**To be done**
Below is some material; set it all down exactly, apart from the pictures.

**Excerpted records**

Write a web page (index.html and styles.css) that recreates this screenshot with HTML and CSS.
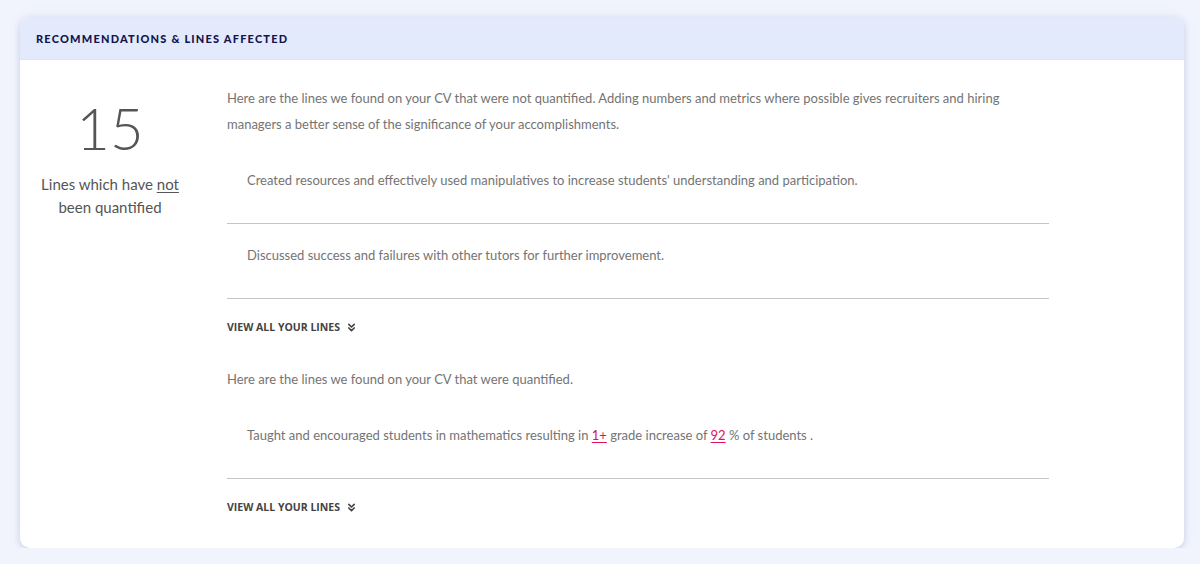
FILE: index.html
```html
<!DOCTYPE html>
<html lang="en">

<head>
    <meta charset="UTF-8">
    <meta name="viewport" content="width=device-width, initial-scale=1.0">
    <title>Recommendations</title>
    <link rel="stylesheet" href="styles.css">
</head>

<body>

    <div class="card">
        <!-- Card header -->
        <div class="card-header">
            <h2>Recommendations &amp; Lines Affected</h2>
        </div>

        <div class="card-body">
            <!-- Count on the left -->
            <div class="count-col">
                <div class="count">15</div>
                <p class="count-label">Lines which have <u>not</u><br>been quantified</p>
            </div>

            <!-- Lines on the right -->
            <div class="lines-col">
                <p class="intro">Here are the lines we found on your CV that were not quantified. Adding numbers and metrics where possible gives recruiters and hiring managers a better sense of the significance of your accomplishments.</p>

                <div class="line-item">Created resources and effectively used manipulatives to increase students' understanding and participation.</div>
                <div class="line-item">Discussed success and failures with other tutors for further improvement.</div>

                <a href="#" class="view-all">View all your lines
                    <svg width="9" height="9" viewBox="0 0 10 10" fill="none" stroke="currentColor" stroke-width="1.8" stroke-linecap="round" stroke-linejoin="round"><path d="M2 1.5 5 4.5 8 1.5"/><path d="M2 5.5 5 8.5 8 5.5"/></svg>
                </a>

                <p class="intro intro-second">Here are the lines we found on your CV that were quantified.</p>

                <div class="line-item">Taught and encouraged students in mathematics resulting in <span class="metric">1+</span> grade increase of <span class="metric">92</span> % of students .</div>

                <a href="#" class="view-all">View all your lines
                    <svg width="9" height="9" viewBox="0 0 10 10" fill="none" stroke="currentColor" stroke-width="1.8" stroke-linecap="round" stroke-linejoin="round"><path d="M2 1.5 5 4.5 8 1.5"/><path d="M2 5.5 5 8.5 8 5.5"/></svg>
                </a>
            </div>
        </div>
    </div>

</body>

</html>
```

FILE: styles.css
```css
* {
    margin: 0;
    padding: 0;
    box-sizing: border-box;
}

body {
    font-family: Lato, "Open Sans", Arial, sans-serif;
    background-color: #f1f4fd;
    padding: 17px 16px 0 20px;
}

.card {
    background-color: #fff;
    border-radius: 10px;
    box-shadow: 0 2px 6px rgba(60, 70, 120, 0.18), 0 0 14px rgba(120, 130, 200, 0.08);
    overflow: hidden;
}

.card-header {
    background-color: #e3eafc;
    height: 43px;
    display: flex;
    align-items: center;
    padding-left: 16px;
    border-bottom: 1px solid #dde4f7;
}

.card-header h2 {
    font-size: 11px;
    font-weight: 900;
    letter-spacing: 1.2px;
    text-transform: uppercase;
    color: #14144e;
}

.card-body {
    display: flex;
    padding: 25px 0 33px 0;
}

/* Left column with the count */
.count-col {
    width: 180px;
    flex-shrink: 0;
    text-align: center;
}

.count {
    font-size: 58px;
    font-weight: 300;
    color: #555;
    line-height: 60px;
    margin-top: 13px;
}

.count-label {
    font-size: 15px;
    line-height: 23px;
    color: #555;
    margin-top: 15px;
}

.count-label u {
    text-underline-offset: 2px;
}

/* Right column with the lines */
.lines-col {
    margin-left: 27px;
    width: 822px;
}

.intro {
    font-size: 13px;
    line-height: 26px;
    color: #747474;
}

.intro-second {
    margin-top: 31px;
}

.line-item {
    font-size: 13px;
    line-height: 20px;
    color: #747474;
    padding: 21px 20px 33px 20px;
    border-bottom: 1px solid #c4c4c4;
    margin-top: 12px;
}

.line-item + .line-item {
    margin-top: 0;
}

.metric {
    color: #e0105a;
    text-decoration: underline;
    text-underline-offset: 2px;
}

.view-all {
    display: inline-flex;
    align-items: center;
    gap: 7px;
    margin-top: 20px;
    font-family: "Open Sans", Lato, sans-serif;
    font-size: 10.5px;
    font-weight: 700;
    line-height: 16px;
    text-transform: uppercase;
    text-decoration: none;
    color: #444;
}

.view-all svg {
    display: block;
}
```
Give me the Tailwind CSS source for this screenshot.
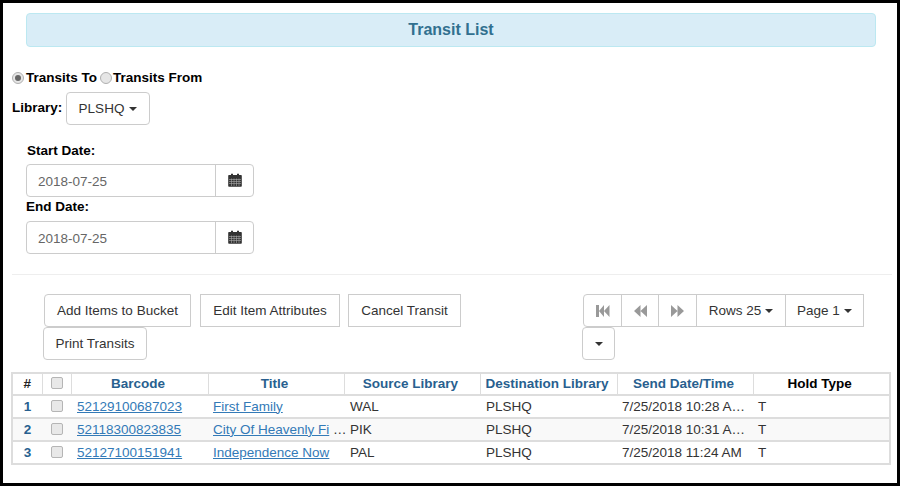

**Worked answer**
Write a web page (index.html and styles.css) that recreates this screenshot with HTML and CSS.
FILE: index.html
```html
<!DOCTYPE html>
<html lang="en">

<head>
    <meta charset="UTF-8">
    <meta name="viewport" content="width=device-width, initial-scale=1.0">
    <title>Recommendations</title>
    <link rel="stylesheet" href="styles.css">
</head>

<body>

    <div class="card">
        <!-- Card header -->
        <div class="card-header">
            <h2>Recommendations &amp; Lines Affected</h2>
        </div>

        <div class="card-body">
            <!-- Count on the left -->
            <div class="count-col">
                <div class="count">15</div>
                <p class="count-label">Lines which have <u>not</u><br>been quantified</p>
            </div>

            <!-- Lines on the right -->
            <div class="lines-col">
                <p class="intro">Here are the lines we found on your CV that were not quantified. Adding numbers and metrics where possible gives recruiters and hiring managers a better sense of the significance of your accomplishments.</p>

                <div class="line-item">Created resources and effectively used manipulatives to increase students' understanding and participation.</div>
                <div class="line-item">Discussed success and failures with other tutors for further improvement.</div>

                <a href="#" class="view-all">View all your lines
                    <svg width="9" height="9" viewBox="0 0 10 10" fill="none" stroke="currentColor" stroke-width="1.8" stroke-linecap="round" stroke-linejoin="round"><path d="M2 1.5 5 4.5 8 1.5"/><path d="M2 5.5 5 8.5 8 5.5"/></svg>
                </a>

                <p class="intro intro-second">Here are the lines we found on your CV that were quantified.</p>

                <div class="line-item">Taught and encouraged students in mathematics resulting in <span class="metric">1+</span> grade increase of <span class="metric">92</span> % of students .</div>

                <a href="#" class="view-all">View all your lines
                    <svg width="9" height="9" viewBox="0 0 10 10" fill="none" stroke="currentColor" stroke-width="1.8" stroke-linecap="round" stroke-linejoin="round"><path d="M2 1.5 5 4.5 8 1.5"/><path d="M2 5.5 5 8.5 8 5.5"/></svg>
                </a>
            </div>
        </div>
    </div>

</body>

</html>
```

FILE: styles.css
```css
* {
    margin: 0;
    padding: 0;
    box-sizing: border-box;
}

body {
    font-family: Lato, "Open Sans", Arial, sans-serif;
    background-color: #f1f4fd;
    padding: 17px 16px 0 20px;
}

.card {
    background-color: #fff;
    border-radius: 10px;
    box-shadow: 0 2px 6px rgba(60, 70, 120, 0.18), 0 0 14px rgba(120, 130, 200, 0.08);
    overflow: hidden;
}

.card-header {
    background-color: #e3eafc;
    height: 43px;
    display: flex;
    align-items: center;
    padding-left: 16px;
    border-bottom: 1px solid #dde4f7;
}

.card-header h2 {
    font-size: 11px;
    font-weight: 900;
    letter-spacing: 1.2px;
    text-transform: uppercase;
    color: #14144e;
}

.card-body {
    display: flex;
    padding: 25px 0 33px 0;
}

/* Left column with the count */
.count-col {
    width: 180px;
    flex-shrink: 0;
    text-align: center;
}

.count {
    font-size: 58px;
    font-weight: 300;
    color: #555;
    line-height: 60px;
    margin-top: 13px;
}

.count-label {
    font-size: 15px;
    line-height: 23px;
    color: #555;
    margin-top: 15px;
}

.count-label u {
    text-underline-offset: 2px;
}

/* Right column with the lines */
.lines-col {
    margin-left: 27px;
    width: 822px;
}

.intro {
    font-size: 13px;
    line-height: 26px;
    color: #747474;
}

.intro-second {
    margin-top: 31px;
}

.line-item {
    font-size: 13px;
    line-height: 20px;
    color: #747474;
    padding: 21px 20px 33px 20px;
    border-bottom: 1px solid #c4c4c4;
    margin-top: 12px;
}

.line-item + .line-item {
    margin-top: 0;
}

.metric {
    color: #e0105a;
    text-decoration: underline;
    text-underline-offset: 2px;
}

.view-all {
    display: inline-flex;
    align-items: center;
    gap: 7px;
    margin-top: 20px;
    font-family: "Open Sans", Lato, sans-serif;
    font-size: 10.5px;
    font-weight: 700;
    line-height: 16px;
    text-transform: uppercase;
    text-decoration: none;
    color: #444;
}

.view-all svg {
    display: block;
}
```
Give me the Tailwind CSS source for this screenshot.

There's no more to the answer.